As she trails off, it's apparent that Royal Trux is operating its own little rock and roll swindle. A strong case can be made for the band's near-intentional sabotage of their two Virgin releases (the cover of 1997's Sweet 16, their last record for Virgin, featured a picture of a filthy toilet and was downright disgusting; the music contained inside was the aural equivalent). Herrema won't cop to this, but she does offer some insight on Royal Trux's plight and flight in the majors.
"The initial factor, money, was taken out to begin with," she explains. "Maybe this was bad on their part, but all the money came up front. Then after that, it didn't really matter to us what they said or what they thought. And basically, that's what happened. They didn't have anything to hold over us. I think they thought that, with the whole musical thing, we'd give them a taste and go back for more. Well, it didn't matter to us. They didn't have that stranglehold on us that they have on a lot of bands.

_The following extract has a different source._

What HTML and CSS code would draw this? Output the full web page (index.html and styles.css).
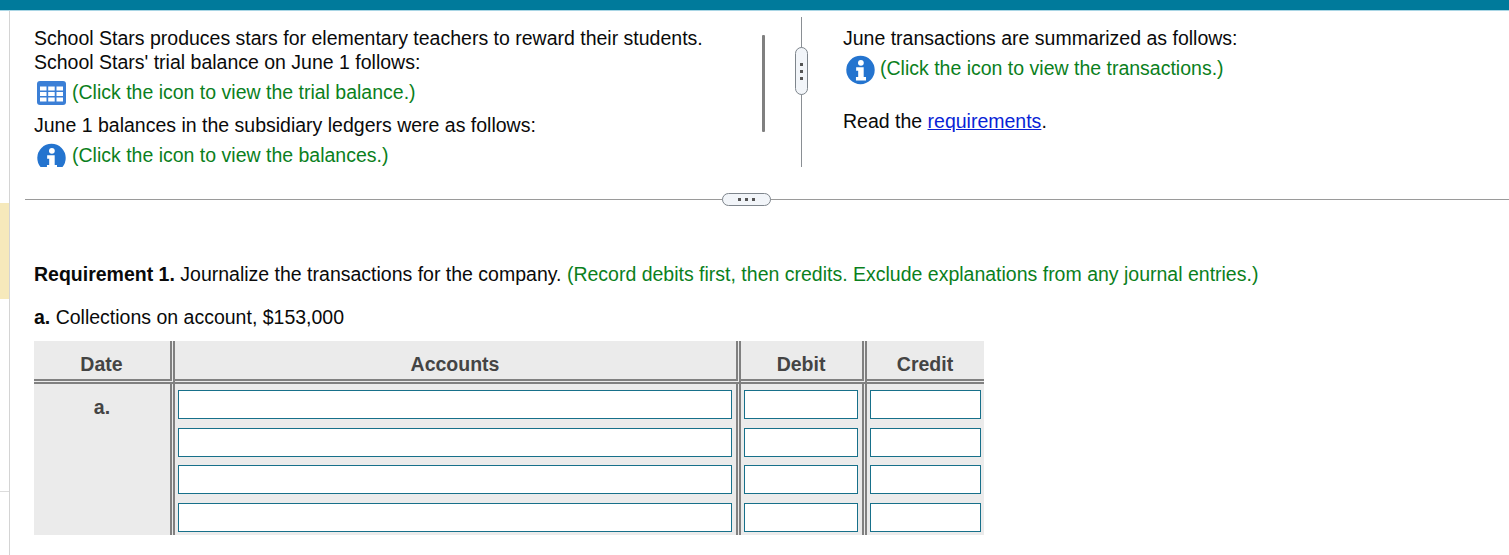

"So I guess there was a lot there for us at first. It was greed. But there were things we wanted to do and things they wanted us to do, and it broke down to when we finished the third record, they wanted to hear it. We said, "We don't have to play it for you,' and they said, "Well, if we don't get to hear it, then we're not going to put it out.' And we said, "Great, give us the money for it.'"
So they took the money and ran. All the way back to the minors . . . where they started in the first place. Formed in the mid-'80s by Pussy Galore refugee Hagerty (the seminal Washington, D.C. noise band also gave the indie world Jon Spencer), Royal Trux released a series of acid-soaked, grimy punk records that often leaned toward classic rock convention (buried way beneath the noise). Yet, through it all, it managed to maintain a crusty lo-fi appeal. In 1995, the year it signed with Virgin, the Trux released Thank You, the first part of a conceptual trilogy based on the decades ('60s, '70s, and '80s). Last year's Accelerator wrapped things up, which meant that something new had to be forged. Hence, Veterans of Disorder.
"We always do what we want to do," Herrema says. "Veterans of Disorder was definitely broken down into songs. Each song was its own record. Therefore, the production value, the instrumentation, the number of tracks, the mixing, all that stuff was totally different. We took our time in this strange way of doing all the vocals and the tracking on one song and mixing it, like it was the only song. Then we moved on to another one. Instead of laying down all the tracks and then the overdubs for an album, each thing was kind of different.
"It's the simplicity of the lyrics and rhythms. We were satisfied with it a lot of the time. We came up with things in their most simple form. The seed was planted, and then the songs escaped around it. This particular seed can stand on its own, so this record was kind of made on its own."
Yet the album needs the assistance of a real and full band to play the songs live. Royal Trux recently gathered a handful of loyalists and hit the road in support of its new album. And without the benefit of major-label money behind it (or the suits looking over its shoulder), Royal Trux is free to do as it pleases which, Herrema notes, has always been the goal in the first place. No other pretensions fuel this band, she insists.
"It's never been the purpose of Royal Trux to have a big hit," she says. "Although it is a great vehicle for getting all the stuff we've done in the past listened to, stuff that a lot of people don't even know about. [A hit] would be a good thing, but at the same time the expectations of that kind of thing are just screwy. Everything that was requested of us [by Virgin] was pretty much a prerequisite for making a hit, and they don't just happen; they are made. Those prerequisites were confining. Straight up, it just wasn't going to happen. There were just a lot of things we couldn't abide by."
So where does Herrema think Royal Trux fits in the current post-Kurt, post-Seattle, post-alternarevolution universe?
"I don't know when I last listened to college radio," she ponders. "I heard it the other night, and I was shocked by what I was hearing on these college stations. It was unbelievably redundant and totally shitty. That's all subjective, but it was all so much the same. I thought college radio was about bringing in all sorts of players."
So, again, where do they fit?
"I'm clueless," she sighs. "I don't know what the hell is going on. But I kind of like that."